Two more failures in perception that many across the political spectrum are making are A) that our debt was the cause of our credit downgrade (Rachel Maddow put the kibosh to that this morning on Meet the Press) and B) the real issue was about debt and not high unemployment.
In reality, it is largely about unemployment but when you're talking about a massive and highly abstracted issue such as the national debt, then obviously everything having any impact on our bottom line is of a piece and interconnected. Unemployment and low consumer confidence are mere synecdoches of a larger whole. There are many factors that explain our $1.5 trillion deficit and $14+ trillion debt and war is another cause.
The very most conservative estimates cite a $1 trillion price tag on the three war fronts, the largest slice of that bloody pie being Iraq. When one factors in direct and ancillary costs (often at the municipal and even the family level due to lost income, lost civilian jobs due to endless deployments, etc), many (such as Nobel prize-winning economist Joe Stiglitz) would put the cost at $3 trillion and rising.
Yet for neither the GOP nor the spineless White House, ending the wars immediately was never even under the table much less on it any more than was the slightest rise in taxes for the wealthy. The closest either side could come to that was in vaguely putting defense spending cuts on the table. Yet it's impossible to imagine a hawkish party like the GOP actually agreeing to that either as a whole or as half of that oligarchy known as the Super Congress except inasfar as cutting pay for soldiers and pensions for veterans (a proposal Bush made even as he was sending the first troops into Iraq).
Secondly, S&P plainly overstepped its bounds and decided in their comically amateurish way to become political scientists and to smack Congress (specifically the GOP) on the nose for its dysfunctional intransigence using our tattered AAA credit report. It's not up to a ratings agency, especially one steeped in collusive corruption as Standard & Poor, an entity that gave AAA ratings to subprime mortgages across the board for no apparent reason, to engage in political punditry.
What's equally, if not more, telling is that the other two major credit rating agencies, Moody's and Fitch, refused to pile on and to isolate S&P's downgrade by maintaining our AAA national credit rating. Standard & Poor, by deviating from its historically exclusive financial prognostications, had no right downgrading our bond rating and throwing foreign markets in turmoil as a Dutch Uncle lesson to the GOP. They also had no right on insisting last month that the GOP succeed in getting the insanely unrealistic $4 trillion in spending cuts that they'd also insisted on getting at the beginning of their runaway train showdown with the White House.

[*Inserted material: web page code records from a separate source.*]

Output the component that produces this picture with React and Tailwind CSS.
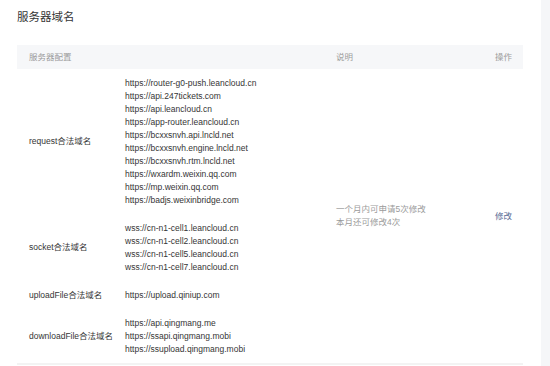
import React from "react";

const rows = [
  {
    label: "request合法域名",
    urls: [
      "https://router-g0-push.leancloud.cn",
      "https://api.247tickets.com",
      "https://api.leancloud.cn",
      "https://app-router.leancloud.cn",
      "https://bcxxsnvh.api.lncld.net",
      "https://bcxxsnvh.engine.lncld.net",
      "https://bcxxsnvh.rtm.lncld.net",
      "https://wxardm.weixin.qq.com",
      "https://mp.weixin.qq.com",
      "https://badjs.weixinbridge.com",
    ],
  },
  {
    label: "socket合法域名",
    urls: [
      "wss://cn-n1-cell1.leancloud.cn",
      "wss://cn-n1-cell2.leancloud.cn",
      "wss://cn-n1-cell5.leancloud.cn",
      "wss://cn-n1-cell7.leancloud.cn",
    ],
  },
  { label: "uploadFile合法域名", urls: ["https://upload.qiniup.com"] },
  {
    label: "downloadFile合法域名",
    urls: [
      "https://api.qingmang.me",
      "https://ssapi.qingmang.mobi",
      "https://ssupload.qingmang.mobi",
    ],
  },
];

const rowStart = ["row-start-1", "row-start-2", "row-start-3", "row-start-4"];

export default function App() {
  return (
    <div
      className="flex w-[550px] h-[366px] bg-white overflow-hidden"
      style={{ fontFamily: '"Liberation Sans", "Noto Sans CJK SC", sans-serif' }}
    >
      <div className="flex-1 pl-[17px] pr-[18px]">
        <div className="pt-[9px] h-[45px] text-[11.5px] leading-[16px] text-[#353535]">
          服务器域名
        </div>
        <div className="grid grid-cols-[96px_211px_159px_40px] h-[24px] items-center bg-[#f6f7f9] text-[8.5px] text-[#9b9b9b]">
          <div className="pl-[12px] col-span-2">服务器配置</div>
          <div className="pl-[12px]">说明</div>
          <div className="pl-[12px]">操作</div>
        </div>
        <div className="grid grid-cols-[96px_211px_159px_40px] border-b-2 border-[#f3f3f3] text-[8.5px] leading-[13px] text-[#353535]">
          {rows.map((r, i) => (
            <React.Fragment key={r.label}>
              <div className={`col-start-1 ${rowStart[i]} pl-[12px] self-center whitespace-nowrap`}>
                {r.label}
              </div>
              <div className={`col-start-2 ${rowStart[i]} pl-[12px] py-[7.5px] whitespace-nowrap`}>
                {r.urls.map((u) => (
                  <div key={u}>{u}</div>
                ))}
              </div>
            </React.Fragment>
          ))}
          <div className="col-start-3 row-start-1 row-span-4 self-center pl-[12px] text-[#9b9b9b]">
            <div>一个月内可申请5次修改</div>
            <div>本月还可修改4次</div>
          </div>
          <div className="col-start-4 row-start-1 row-span-4 self-center pl-[12px] text-[#576b95] whitespace-nowrap">
            修改
          </div>
        </div>
      </div>
      <div className="w-[9px] h-full bg-[#f5f6f8]" />
    </div>
  );
}
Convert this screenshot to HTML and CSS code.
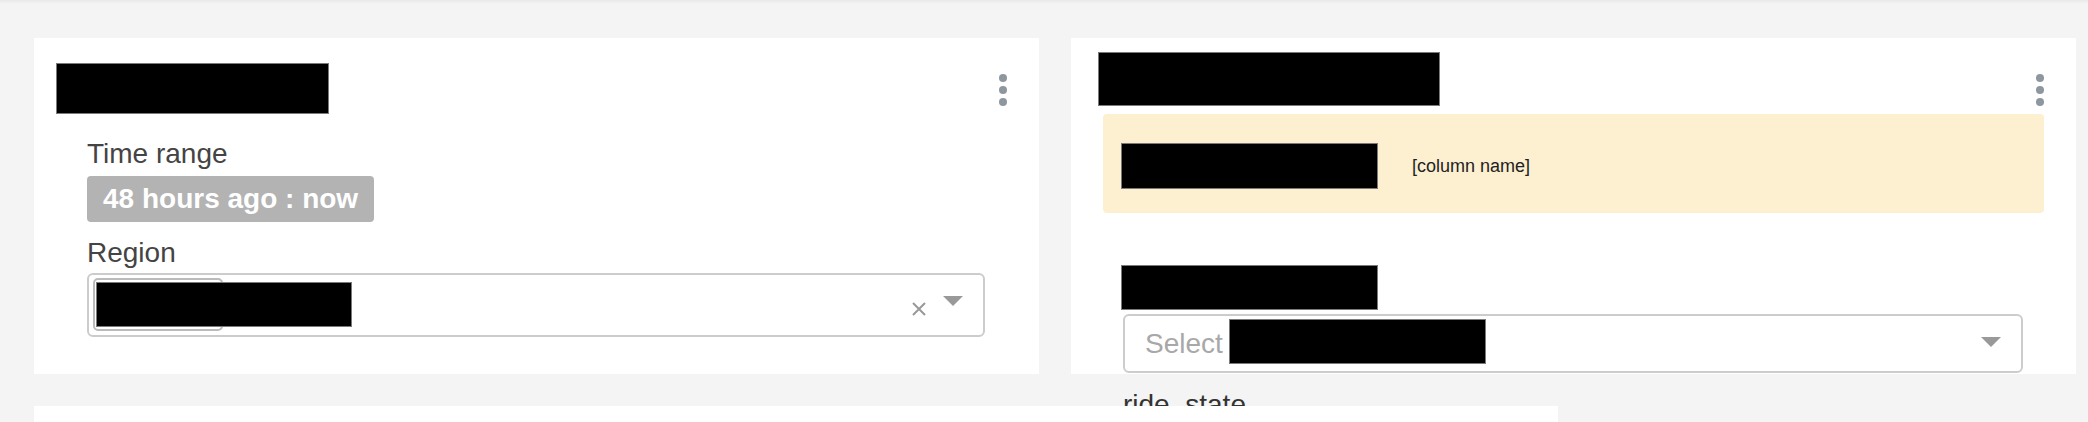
FILE: index.html
```html
<!DOCTYPE html>
<html lang="en">
<head>
<meta charset="utf-8">
<title>Dashboard filters</title>
<link rel="stylesheet" href="styles.css">
</head>
<body>
<main class="page">
  <div class="grid">
    <section class="card card-left">
      <div class="redact redact-title-left" aria-label="redacted title"></div>
      <button class="kebab" aria-label="More options"><span></span><span></span><span></span></button>
      <div class="filters filters-left">
        <div class="label">Time range</div>
        <span class="badge">48 hours ago : now</span>
        <div class="label label-region">Region</div>
        <div class="select select-multi">
          <div class="chip"><div class="redact redact-chip" aria-label="redacted value"></div></div>
          <div class="select-tools">
            <svg class="icon-clear" width="14" height="14" viewBox="0 0 14 14" aria-hidden="true"><path d="M1 1 L13 13 M13 1 L1 13" stroke="#999" stroke-width="2" fill="none"/></svg>
            <svg class="icon-caret" width="20" height="10" viewBox="0 0 20 10" aria-hidden="true"><polygon points="0,0 20,0 10,10" fill="#999"/></svg>
          </div>
        </div>
      </div>
    </section>

    <section class="card card-right">
      <div class="redact redact-title-right" aria-label="redacted title"></div>
      <button class="kebab" aria-label="More options"><span></span><span></span><span></span></button>
      <div class="notice">
        <div class="redact redact-notice" aria-label="redacted text"></div>
        <span class="notice-text">[column name]</span>
      </div>
      <div class="filters filters-right">
        <div class="redact redact-label" aria-label="redacted label"></div>
        <div class="select select-single">
          <span class="placeholder">Select</span>
          <div class="redact redact-placeholder" aria-label="redacted placeholder"></div>
          <div class="select-tools">
            <svg class="icon-caret" width="20" height="10" viewBox="0 0 20 10" aria-hidden="true"><polygon points="0,0 20,0 10,10" fill="#999"/></svg>
          </div>
        </div>
        <div class="label label-next">ride_state</div>
      </div>
    </section>

    <section class="card card-wide"></section>
  </div>
</main>
</body>
</html>
```

FILE: styles.css
```css
* { box-sizing: border-box; }

html, body {
  margin: 0;
  padding: 0;
}

body {
  background: #f4f4f4 linear-gradient(to bottom, #e9e9e9 0, #f4f4f4 4px) no-repeat;
  font-family: "Liberation Sans", Arial, Helvetica, sans-serif;
  color: #444;
  overflow: hidden;
}

.page {
  padding: 38px 12px 0 34px;
}

.grid {
  display: grid;
  grid-template-columns: repeat(4, 1fr);
  grid-auto-rows: 336px;
  gap: 32px;
}

.card {
  background: #fff;
  position: relative;
}

.card-left {
  grid-column: span 2;
  padding: 25px 22px 0 22px;
}

.card-right {
  grid-column: span 2;
  padding: 14px 32px 0 27px;
}

.card-wide {
  grid-column: span 3;
  z-index: 1;
}

.redact {
  background: #000;
  border: 1px solid #7a7a7a;
  flex-shrink: 0;
}

.redact-title-left { width: 273px; height: 51px; }
.redact-title-right { width: 342px; height: 54px; }

.kebab {
  position: absolute;
  top: 36px;
  right: 32px;
  width: 8px;
  padding: 0;
  border: 0;
  background: none;
  display: flex;
  flex-direction: column;
  gap: 4px;
}

.kebab span {
  display: block;
  width: 8px;
  height: 8px;
  border-radius: 50%;
  background: #8e979e;
}

.label {
  font-size: 28px;
  line-height: 32px;
  color: #444;
}

.filters-left {
  margin: 24px 32px 0 31px;
}

.badge {
  display: inline-block;
  margin-top: 6px;
  padding: 7px 16px;
  font-size: 28px;
  line-height: 32px;
  font-weight: bold;
  color: #fff;
  background: #b3b3b3;
  border-radius: 4px;
}

.label-region {
  margin-top: 15px;
}

.select {
  margin-top: 4px;
  border: 2px solid #ccc;
  border-radius: 6px;
  display: flex;
  align-items: center;
  background: #fff;
}

.select-multi {
  height: 64px;
  padding: 3px 20px 4px 4px;
}

.chip {
  width: 130px;
  height: 53px;
  border: 2px solid #bbb;
  border-radius: 5px;
  padding: 2px 1px;
  display: flex;
}

.redact-chip {
  width: 256px;
  height: 45px;
}

.select-tools {
  margin-left: auto;
  display: flex;
  align-items: center;
  gap: 17px;
}

.icon-clear { display: block; margin-top: 8px; }
.icon-caret { display: block; margin-bottom: 7px; }

.notice {
  margin: 8px 0 0 5px;
  height: 99px;
  padding: 29px 18px 24px;
  background: #fdf0d0;
  border-radius: 4px;
  display: flex;
  align-items: center;
  gap: 34px;
}

.redact-notice {
  width: 257px;
  height: 46px;
}

.notice-text {
  font-size: 18px;
  color: #222;
}

.filters-right {
  margin: 52px 21px 0 25px;
}

.redact-label {
  width: 257px;
  height: 45px;
  margin-left: -2px;
}

.select-single {
  height: 59px;
  padding: 0 20px 0 20px;
}

.placeholder {
  font-size: 28px;
  line-height: 32px;
  color: #a8a8a8;
  margin-right: 6px;
}

.redact-placeholder {
  width: 257px;
  height: 45px;
  margin-bottom: 4px;
}

.select-single .icon-caret {
  margin-bottom: 4px;
}

.label-next {
  margin-top: 16px;
  color: #333;
}
```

So, yes, there's plenty of blame to go around. And just because our MRB meetings weren't motivated solely by pointing the finger of blame didn't mean we turned a blind eye to the kink in the process. That's part of problem-solving. But it is not what should motivate this government, and its people. The question is not, "Who do we lynch for this?" but "How do we pull together and stop ourselves from sliding over the abyss?"
2 Comments:
Perhaps publishing a list identifying the top 1% individually might encourage them to offer US a hand up.
Gates, William.
Buffett, Warren...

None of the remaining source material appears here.